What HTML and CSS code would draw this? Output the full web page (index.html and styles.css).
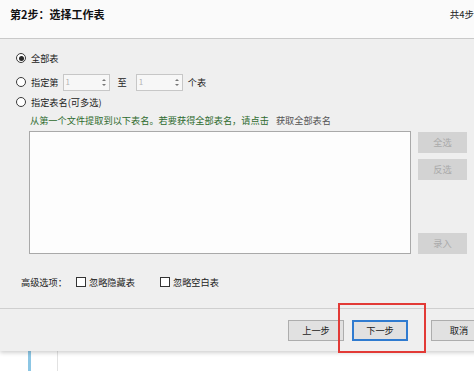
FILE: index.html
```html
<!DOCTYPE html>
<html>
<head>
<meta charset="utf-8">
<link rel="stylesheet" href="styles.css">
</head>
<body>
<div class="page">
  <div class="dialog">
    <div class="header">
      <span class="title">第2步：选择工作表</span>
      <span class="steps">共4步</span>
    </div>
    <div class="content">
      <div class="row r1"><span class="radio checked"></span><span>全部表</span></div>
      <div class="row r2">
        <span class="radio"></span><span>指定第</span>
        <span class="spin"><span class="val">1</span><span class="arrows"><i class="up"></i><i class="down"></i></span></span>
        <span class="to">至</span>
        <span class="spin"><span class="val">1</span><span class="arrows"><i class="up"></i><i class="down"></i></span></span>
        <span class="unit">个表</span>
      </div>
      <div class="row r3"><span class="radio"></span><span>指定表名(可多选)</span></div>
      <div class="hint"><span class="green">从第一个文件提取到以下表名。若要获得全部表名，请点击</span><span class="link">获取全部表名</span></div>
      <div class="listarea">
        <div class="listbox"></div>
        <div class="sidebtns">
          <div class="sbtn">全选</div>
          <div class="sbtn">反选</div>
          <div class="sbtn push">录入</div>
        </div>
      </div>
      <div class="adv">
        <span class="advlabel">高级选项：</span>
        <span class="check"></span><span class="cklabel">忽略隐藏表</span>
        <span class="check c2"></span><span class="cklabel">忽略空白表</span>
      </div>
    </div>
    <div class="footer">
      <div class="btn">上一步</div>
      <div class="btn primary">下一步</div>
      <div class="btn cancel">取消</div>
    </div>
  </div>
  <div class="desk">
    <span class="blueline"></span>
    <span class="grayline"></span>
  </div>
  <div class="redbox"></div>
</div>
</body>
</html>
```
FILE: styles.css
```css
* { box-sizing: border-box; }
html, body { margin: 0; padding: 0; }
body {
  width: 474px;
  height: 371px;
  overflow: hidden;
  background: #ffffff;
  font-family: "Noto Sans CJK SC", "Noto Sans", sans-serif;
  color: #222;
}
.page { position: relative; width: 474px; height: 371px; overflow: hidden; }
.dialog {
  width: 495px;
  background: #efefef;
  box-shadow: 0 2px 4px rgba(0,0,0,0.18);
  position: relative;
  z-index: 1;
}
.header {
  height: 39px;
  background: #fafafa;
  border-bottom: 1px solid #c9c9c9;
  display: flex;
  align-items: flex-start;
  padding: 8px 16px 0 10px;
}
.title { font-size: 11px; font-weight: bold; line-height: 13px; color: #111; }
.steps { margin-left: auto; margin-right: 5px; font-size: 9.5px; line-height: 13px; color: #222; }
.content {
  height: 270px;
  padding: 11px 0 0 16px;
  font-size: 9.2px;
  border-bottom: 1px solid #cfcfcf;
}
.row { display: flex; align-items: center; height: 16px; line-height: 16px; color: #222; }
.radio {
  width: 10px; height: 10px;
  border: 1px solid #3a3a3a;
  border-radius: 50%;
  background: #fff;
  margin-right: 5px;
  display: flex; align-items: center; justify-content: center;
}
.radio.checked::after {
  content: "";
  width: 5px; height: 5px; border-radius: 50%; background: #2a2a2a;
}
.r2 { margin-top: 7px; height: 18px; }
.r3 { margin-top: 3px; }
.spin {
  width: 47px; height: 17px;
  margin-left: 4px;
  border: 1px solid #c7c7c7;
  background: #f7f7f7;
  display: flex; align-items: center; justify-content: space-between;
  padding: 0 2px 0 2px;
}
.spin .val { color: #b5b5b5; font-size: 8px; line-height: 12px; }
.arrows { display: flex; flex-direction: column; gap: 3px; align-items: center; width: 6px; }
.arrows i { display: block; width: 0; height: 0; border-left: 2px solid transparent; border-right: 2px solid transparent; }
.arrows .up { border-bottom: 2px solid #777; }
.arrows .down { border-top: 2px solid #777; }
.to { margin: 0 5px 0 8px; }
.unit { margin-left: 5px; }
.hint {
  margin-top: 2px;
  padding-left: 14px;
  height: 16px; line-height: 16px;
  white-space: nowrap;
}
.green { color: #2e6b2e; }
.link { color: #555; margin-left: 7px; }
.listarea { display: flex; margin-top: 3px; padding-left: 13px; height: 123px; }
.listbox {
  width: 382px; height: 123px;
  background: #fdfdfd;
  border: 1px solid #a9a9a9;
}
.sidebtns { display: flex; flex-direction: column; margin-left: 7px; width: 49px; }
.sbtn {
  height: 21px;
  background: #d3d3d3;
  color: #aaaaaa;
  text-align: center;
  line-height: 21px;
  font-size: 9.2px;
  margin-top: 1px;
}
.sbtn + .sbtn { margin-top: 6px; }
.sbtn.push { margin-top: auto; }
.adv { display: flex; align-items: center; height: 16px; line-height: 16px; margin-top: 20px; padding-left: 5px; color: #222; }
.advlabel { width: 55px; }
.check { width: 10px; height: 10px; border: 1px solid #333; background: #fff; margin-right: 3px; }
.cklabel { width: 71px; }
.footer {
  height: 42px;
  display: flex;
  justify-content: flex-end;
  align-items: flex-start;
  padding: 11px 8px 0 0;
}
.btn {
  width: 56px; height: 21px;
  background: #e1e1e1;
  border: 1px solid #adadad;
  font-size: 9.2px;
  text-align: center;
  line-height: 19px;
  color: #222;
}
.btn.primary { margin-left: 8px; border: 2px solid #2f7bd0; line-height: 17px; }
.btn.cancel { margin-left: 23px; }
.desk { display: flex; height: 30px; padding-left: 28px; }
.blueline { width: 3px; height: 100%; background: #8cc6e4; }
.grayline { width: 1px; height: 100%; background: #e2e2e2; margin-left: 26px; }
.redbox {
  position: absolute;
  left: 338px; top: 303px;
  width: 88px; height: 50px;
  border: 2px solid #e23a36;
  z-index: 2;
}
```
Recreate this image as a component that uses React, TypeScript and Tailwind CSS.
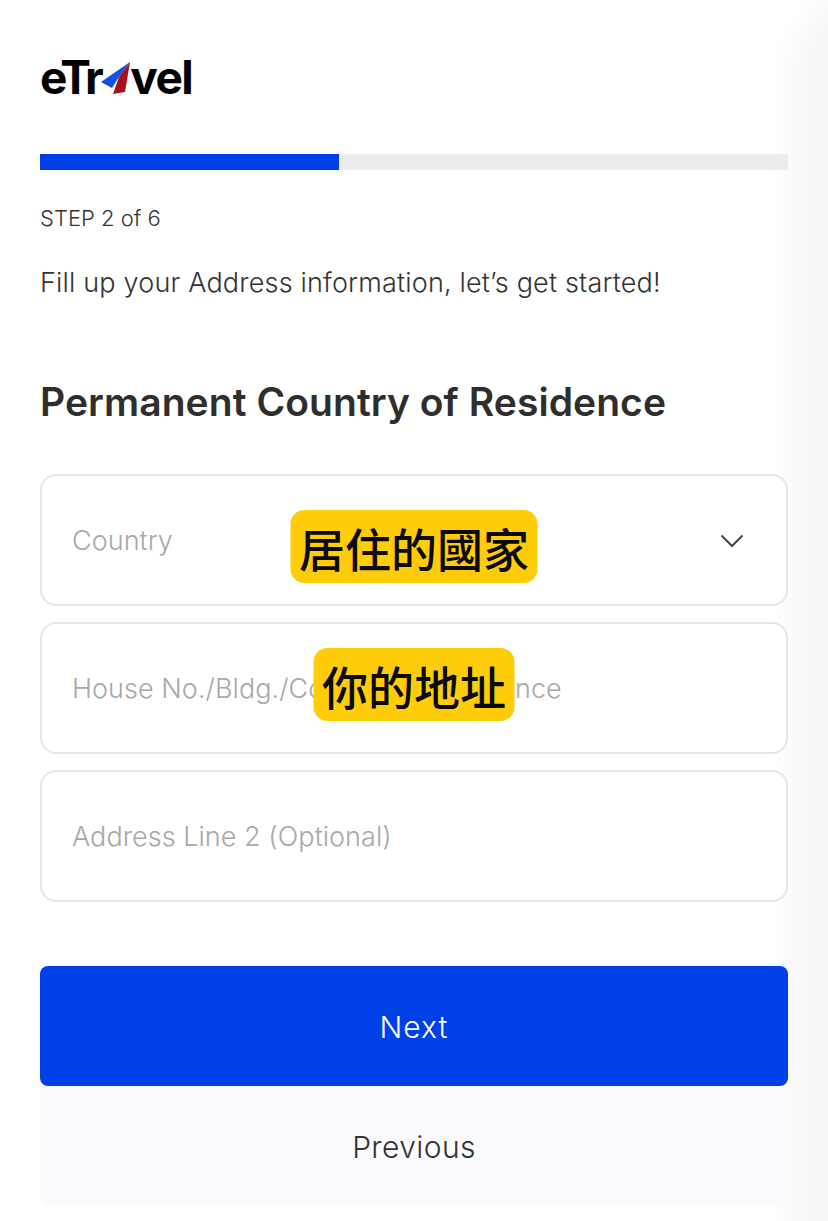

________________________

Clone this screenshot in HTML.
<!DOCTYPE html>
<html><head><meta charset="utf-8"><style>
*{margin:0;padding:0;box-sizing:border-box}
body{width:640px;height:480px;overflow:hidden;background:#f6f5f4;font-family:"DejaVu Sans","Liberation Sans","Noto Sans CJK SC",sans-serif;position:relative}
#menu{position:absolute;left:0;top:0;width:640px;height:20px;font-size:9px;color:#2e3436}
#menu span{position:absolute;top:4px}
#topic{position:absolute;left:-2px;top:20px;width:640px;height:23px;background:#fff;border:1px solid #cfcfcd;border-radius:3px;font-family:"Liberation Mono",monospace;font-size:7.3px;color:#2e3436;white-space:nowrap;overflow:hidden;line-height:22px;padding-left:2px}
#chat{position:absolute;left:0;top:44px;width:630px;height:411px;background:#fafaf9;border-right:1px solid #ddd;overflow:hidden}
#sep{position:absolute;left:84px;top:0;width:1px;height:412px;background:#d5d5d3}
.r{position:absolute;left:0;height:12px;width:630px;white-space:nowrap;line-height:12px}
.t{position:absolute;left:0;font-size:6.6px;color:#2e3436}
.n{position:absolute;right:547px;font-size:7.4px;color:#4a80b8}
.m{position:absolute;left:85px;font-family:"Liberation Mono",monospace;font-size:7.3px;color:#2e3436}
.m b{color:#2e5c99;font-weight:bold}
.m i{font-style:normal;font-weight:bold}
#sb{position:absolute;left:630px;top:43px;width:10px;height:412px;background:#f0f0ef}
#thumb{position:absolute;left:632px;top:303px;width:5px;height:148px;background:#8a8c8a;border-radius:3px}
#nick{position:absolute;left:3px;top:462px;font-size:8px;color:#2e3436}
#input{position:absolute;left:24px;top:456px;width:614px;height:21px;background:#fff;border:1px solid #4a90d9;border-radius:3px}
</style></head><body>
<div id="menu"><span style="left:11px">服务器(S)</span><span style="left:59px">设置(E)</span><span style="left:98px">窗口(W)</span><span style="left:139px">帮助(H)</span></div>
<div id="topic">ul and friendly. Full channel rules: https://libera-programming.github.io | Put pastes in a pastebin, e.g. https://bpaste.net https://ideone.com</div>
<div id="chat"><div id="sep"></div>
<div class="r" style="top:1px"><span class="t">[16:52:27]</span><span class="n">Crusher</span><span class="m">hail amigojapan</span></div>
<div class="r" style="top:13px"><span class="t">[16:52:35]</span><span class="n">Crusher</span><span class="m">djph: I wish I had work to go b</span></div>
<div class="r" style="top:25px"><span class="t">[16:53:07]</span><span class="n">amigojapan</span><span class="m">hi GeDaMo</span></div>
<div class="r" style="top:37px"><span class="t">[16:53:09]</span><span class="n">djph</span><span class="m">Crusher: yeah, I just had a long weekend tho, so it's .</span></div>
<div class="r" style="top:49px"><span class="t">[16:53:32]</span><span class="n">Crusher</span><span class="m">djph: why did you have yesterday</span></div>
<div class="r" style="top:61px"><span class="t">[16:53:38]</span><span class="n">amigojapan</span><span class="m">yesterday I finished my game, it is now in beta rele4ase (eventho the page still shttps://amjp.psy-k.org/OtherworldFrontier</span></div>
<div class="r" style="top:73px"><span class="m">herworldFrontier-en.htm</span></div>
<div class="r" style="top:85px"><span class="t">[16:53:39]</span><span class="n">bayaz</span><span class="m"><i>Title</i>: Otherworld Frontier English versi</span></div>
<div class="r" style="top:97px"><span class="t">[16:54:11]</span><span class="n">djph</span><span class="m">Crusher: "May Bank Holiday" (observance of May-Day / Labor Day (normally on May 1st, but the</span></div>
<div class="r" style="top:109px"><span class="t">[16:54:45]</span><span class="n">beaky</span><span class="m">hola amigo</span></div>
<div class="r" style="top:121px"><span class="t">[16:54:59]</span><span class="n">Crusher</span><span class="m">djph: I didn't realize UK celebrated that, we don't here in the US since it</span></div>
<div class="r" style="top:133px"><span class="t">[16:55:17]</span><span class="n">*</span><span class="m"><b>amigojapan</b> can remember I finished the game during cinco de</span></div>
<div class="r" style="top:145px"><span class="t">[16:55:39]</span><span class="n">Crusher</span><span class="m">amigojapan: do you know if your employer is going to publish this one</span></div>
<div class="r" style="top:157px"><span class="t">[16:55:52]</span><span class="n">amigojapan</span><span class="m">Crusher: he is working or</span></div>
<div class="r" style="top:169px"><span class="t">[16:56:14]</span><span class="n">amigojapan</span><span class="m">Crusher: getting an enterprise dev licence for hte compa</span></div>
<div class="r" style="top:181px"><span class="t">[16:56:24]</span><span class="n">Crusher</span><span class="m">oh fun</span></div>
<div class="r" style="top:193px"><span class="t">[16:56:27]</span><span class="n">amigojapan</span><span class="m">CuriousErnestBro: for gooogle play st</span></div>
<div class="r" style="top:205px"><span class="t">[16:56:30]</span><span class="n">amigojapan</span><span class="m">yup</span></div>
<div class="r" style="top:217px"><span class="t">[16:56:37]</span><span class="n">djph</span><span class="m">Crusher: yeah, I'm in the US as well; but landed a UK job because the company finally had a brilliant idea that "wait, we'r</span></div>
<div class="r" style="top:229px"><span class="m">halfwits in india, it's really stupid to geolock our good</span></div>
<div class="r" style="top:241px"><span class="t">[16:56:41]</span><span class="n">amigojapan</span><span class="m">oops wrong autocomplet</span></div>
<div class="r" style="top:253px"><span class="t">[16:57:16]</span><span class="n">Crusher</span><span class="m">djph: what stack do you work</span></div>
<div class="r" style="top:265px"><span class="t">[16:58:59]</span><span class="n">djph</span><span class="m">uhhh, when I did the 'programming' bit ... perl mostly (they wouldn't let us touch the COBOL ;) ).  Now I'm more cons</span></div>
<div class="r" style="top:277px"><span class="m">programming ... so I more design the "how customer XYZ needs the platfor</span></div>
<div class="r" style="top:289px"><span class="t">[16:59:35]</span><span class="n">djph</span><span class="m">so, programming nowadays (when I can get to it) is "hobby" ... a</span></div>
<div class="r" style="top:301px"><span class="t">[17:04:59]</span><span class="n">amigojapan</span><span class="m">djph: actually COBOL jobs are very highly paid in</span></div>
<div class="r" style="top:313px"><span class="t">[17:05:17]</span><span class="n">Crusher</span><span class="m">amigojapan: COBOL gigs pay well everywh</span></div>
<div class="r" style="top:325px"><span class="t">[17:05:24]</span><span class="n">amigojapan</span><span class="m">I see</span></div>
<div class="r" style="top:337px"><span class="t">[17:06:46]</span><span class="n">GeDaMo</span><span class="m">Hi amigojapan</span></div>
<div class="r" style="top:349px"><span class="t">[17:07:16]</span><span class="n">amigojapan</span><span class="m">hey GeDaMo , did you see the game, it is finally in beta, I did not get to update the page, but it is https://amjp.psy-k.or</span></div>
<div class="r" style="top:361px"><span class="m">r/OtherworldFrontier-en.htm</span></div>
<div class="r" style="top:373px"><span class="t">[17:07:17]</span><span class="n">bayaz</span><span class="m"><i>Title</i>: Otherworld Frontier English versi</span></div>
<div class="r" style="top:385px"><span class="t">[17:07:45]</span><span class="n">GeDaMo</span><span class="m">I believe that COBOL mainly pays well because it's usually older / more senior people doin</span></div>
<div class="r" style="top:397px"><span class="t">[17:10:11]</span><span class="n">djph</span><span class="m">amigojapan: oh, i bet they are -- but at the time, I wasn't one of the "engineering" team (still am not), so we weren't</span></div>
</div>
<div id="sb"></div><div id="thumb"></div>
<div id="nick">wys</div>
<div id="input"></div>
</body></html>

________________________

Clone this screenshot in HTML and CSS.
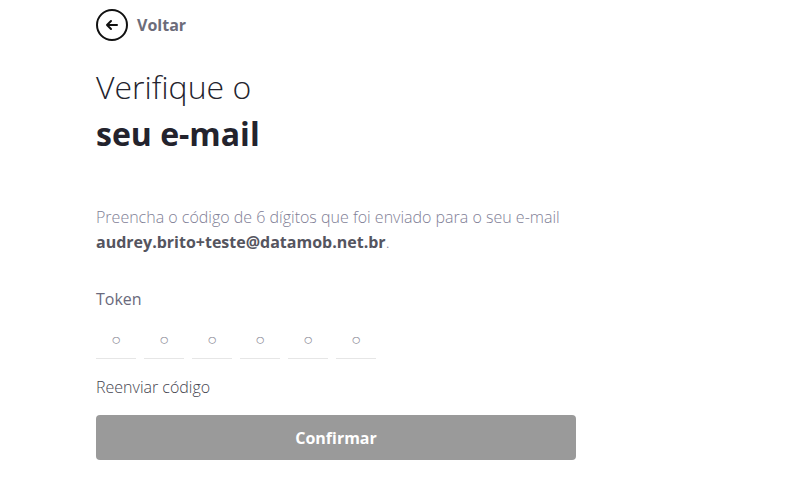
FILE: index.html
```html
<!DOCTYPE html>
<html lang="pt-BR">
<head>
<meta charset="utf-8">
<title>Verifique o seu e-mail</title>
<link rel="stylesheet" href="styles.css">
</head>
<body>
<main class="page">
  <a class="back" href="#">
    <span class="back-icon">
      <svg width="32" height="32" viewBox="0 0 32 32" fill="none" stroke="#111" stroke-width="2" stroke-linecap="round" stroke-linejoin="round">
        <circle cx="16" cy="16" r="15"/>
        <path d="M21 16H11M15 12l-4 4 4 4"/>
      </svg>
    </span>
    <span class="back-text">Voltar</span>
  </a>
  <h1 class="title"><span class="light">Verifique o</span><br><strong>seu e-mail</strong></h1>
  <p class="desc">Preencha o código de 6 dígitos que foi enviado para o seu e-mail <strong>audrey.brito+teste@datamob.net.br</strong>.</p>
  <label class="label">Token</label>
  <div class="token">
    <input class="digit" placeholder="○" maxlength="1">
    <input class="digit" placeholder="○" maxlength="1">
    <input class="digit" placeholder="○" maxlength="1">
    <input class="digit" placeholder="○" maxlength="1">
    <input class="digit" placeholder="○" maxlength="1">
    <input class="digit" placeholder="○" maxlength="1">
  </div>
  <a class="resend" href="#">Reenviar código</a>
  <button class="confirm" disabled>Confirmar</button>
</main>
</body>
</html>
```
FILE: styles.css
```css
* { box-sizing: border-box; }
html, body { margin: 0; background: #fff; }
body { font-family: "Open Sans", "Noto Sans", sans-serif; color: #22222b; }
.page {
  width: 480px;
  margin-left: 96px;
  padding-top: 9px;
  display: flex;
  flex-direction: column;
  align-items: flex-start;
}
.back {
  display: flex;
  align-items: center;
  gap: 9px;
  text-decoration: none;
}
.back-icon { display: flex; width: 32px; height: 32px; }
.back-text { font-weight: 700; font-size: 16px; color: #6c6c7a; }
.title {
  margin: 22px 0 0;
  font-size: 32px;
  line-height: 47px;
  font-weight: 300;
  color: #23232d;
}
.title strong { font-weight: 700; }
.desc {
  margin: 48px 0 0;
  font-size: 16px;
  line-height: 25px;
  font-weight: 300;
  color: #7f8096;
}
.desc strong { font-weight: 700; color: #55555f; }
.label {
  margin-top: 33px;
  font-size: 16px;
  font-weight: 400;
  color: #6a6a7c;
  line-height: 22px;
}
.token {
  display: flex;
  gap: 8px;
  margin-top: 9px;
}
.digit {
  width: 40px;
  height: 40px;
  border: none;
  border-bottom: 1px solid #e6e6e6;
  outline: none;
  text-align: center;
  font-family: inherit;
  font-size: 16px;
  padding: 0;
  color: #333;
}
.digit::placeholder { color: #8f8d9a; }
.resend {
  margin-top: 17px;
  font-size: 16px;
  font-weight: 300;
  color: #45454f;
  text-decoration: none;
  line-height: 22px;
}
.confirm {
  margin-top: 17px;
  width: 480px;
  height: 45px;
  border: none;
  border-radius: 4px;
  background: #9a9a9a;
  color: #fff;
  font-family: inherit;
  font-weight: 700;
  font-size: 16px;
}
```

________________________

Show every line in the entries where the string "this" occurs.

What HTML and CSS code would draw this? Output the full web page (index.html and styles.css).
Recreate this image as a component that uses React, TypeScript and Tailwind CSS.
Clone this screenshot in HTML.
<div class="r" style="top:145px"><span class="t">[16:55:39]</span><span class="n">Crusher</span><span class="m">amigojapan: do you know if your employer is going to publish this one</span></div>
Clone this screenshot in HTML and CSS.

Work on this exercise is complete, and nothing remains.